Task brief: Which lines fall between the line holding "Write the React, TypeScript" and the line holding "string; note?: string;", inclusive? Retype them exactly, without the pictures, and add nothing else.
begin The input
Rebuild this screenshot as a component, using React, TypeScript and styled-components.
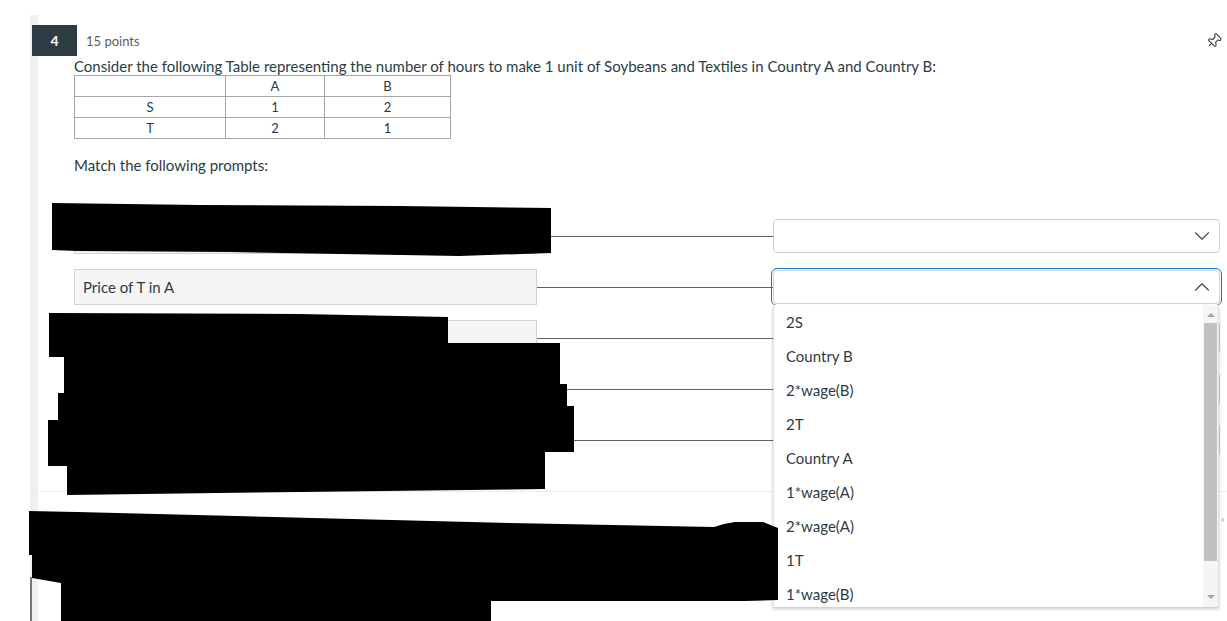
end The input
begin The input
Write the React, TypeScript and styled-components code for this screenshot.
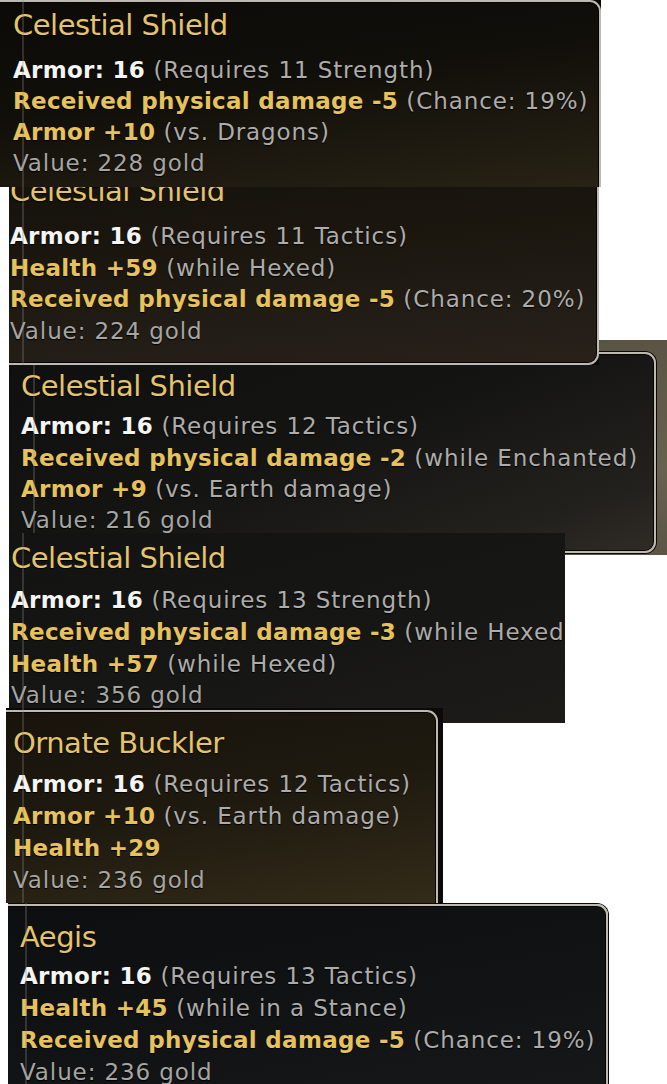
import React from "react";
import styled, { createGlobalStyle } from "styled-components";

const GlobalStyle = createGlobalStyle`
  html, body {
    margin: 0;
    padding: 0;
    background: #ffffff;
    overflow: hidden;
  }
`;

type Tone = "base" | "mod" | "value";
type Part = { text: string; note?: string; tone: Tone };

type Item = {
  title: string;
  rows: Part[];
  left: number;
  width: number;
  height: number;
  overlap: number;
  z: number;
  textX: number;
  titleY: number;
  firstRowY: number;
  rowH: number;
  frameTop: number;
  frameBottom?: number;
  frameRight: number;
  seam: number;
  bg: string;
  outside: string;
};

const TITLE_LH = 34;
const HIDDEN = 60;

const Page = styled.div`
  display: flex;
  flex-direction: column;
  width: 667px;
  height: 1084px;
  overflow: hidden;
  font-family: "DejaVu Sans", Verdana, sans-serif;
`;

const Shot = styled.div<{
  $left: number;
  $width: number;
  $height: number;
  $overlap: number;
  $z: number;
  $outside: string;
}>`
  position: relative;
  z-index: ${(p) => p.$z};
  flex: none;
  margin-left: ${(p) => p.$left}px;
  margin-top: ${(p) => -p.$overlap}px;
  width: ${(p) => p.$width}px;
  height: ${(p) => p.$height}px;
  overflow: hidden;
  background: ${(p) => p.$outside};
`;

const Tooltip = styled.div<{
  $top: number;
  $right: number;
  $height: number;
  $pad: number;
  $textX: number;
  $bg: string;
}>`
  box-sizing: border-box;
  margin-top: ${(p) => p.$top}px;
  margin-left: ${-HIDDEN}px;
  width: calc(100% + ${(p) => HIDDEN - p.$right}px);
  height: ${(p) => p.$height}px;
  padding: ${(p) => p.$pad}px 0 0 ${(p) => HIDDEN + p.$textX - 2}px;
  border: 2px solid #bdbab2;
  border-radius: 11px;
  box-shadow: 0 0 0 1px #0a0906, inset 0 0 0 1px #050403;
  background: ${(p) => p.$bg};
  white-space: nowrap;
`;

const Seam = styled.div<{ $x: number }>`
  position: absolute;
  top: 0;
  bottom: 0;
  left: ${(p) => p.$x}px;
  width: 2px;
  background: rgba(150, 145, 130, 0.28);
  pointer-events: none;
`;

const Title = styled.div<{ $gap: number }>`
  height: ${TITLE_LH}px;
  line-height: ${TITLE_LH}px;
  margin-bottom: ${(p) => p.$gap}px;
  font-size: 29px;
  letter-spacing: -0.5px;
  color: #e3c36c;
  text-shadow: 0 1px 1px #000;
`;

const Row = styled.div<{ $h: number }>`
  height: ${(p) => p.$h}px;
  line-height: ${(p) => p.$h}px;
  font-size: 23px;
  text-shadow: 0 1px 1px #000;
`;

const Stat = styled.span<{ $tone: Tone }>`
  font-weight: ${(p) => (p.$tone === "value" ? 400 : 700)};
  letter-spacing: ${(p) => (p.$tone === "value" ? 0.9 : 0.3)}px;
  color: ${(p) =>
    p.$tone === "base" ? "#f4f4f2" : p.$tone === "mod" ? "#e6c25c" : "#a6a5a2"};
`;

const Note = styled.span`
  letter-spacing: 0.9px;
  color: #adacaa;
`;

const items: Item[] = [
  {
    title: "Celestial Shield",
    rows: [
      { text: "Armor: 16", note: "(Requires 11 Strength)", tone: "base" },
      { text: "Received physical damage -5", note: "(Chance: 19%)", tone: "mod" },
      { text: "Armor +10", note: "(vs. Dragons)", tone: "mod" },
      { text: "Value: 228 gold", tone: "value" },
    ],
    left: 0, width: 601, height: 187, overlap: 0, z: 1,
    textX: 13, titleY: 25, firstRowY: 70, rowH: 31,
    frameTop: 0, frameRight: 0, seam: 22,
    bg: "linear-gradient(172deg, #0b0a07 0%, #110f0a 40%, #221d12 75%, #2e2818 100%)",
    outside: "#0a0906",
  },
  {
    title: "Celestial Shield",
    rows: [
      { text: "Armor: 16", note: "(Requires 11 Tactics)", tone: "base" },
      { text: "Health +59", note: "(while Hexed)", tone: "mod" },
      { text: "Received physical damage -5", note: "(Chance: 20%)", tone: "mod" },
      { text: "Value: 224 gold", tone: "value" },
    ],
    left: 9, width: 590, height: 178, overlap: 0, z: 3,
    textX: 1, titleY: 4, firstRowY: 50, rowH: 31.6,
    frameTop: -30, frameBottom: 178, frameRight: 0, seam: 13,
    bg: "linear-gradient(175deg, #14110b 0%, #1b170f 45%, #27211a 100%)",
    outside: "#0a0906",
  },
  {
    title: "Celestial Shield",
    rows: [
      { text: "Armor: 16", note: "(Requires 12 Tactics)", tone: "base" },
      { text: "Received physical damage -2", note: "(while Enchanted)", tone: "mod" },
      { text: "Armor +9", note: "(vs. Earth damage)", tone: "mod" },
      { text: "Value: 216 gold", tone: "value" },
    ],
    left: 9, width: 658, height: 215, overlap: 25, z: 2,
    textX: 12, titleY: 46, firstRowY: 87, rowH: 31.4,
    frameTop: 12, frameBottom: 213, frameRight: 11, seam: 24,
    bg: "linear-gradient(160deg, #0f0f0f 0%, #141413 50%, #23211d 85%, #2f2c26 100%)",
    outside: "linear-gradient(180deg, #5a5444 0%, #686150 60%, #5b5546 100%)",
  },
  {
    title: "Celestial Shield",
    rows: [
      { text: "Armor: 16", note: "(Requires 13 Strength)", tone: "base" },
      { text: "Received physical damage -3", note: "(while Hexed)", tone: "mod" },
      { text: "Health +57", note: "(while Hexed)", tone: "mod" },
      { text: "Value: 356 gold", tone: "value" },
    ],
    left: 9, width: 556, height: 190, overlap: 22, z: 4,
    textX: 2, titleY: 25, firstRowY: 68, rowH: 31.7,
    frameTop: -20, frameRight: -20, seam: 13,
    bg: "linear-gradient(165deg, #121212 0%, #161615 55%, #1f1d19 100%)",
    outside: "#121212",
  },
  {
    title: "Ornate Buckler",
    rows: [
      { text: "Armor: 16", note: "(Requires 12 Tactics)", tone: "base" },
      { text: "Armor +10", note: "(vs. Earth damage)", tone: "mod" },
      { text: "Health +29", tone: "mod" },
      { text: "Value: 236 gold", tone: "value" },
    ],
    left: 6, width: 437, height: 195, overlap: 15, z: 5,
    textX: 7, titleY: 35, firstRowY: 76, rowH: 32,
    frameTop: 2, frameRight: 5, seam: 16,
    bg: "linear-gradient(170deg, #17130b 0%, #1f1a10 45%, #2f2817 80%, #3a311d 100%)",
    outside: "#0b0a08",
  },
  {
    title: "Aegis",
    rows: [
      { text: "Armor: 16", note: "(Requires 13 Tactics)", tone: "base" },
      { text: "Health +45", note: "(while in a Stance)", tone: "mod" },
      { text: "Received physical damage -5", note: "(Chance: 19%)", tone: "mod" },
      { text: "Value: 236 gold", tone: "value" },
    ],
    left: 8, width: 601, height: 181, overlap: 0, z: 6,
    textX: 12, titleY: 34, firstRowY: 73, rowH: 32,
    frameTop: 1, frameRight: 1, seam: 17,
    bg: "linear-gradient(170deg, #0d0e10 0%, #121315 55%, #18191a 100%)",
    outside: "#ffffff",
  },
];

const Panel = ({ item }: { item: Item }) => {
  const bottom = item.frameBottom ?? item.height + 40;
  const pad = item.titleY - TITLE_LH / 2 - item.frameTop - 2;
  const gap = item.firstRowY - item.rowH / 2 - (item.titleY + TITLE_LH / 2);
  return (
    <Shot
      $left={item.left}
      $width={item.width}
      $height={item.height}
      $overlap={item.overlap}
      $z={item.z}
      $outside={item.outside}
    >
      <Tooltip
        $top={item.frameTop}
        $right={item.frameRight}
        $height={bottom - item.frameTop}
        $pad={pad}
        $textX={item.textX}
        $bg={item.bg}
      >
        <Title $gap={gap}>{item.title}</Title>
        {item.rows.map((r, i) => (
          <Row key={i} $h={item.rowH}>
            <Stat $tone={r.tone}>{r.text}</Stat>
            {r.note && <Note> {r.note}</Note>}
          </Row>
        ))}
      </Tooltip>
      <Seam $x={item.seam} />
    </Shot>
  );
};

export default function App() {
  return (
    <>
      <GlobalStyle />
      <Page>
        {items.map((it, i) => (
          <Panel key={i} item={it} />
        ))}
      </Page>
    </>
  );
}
end The input
begin The input
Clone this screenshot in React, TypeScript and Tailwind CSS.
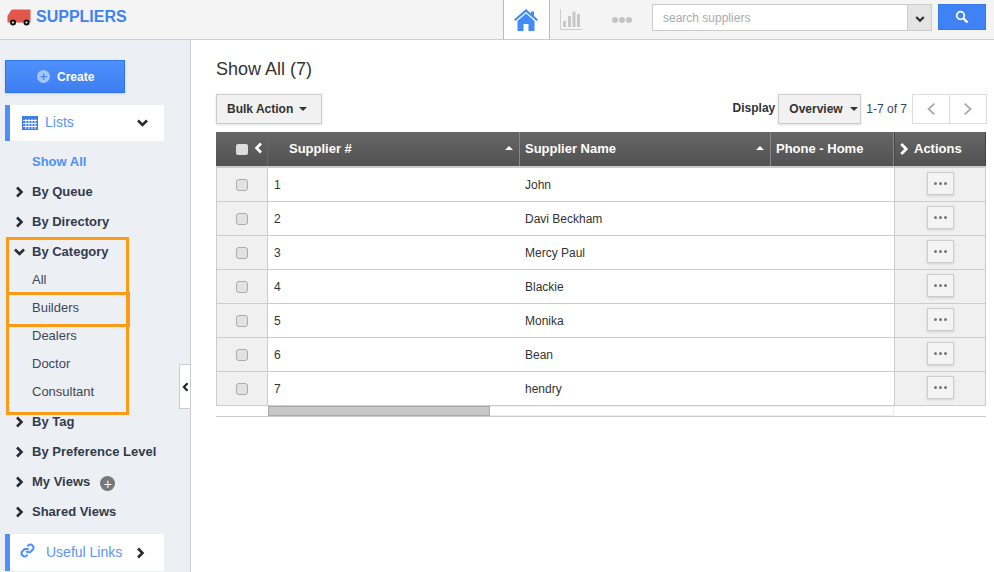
end The input
The response:
Write the React, TypeScript and styled-components code for this screenshot.
import React from "react";
import styled, { createGlobalStyle } from "styled-components";

const GlobalStyle = createGlobalStyle`
  html, body {
    margin: 0;
    padding: 0;
    background: #ffffff;
    overflow: hidden;
  }
`;

type Tone = "base" | "mod" | "value";
type Part = { text: string; note?: string; tone: Tone };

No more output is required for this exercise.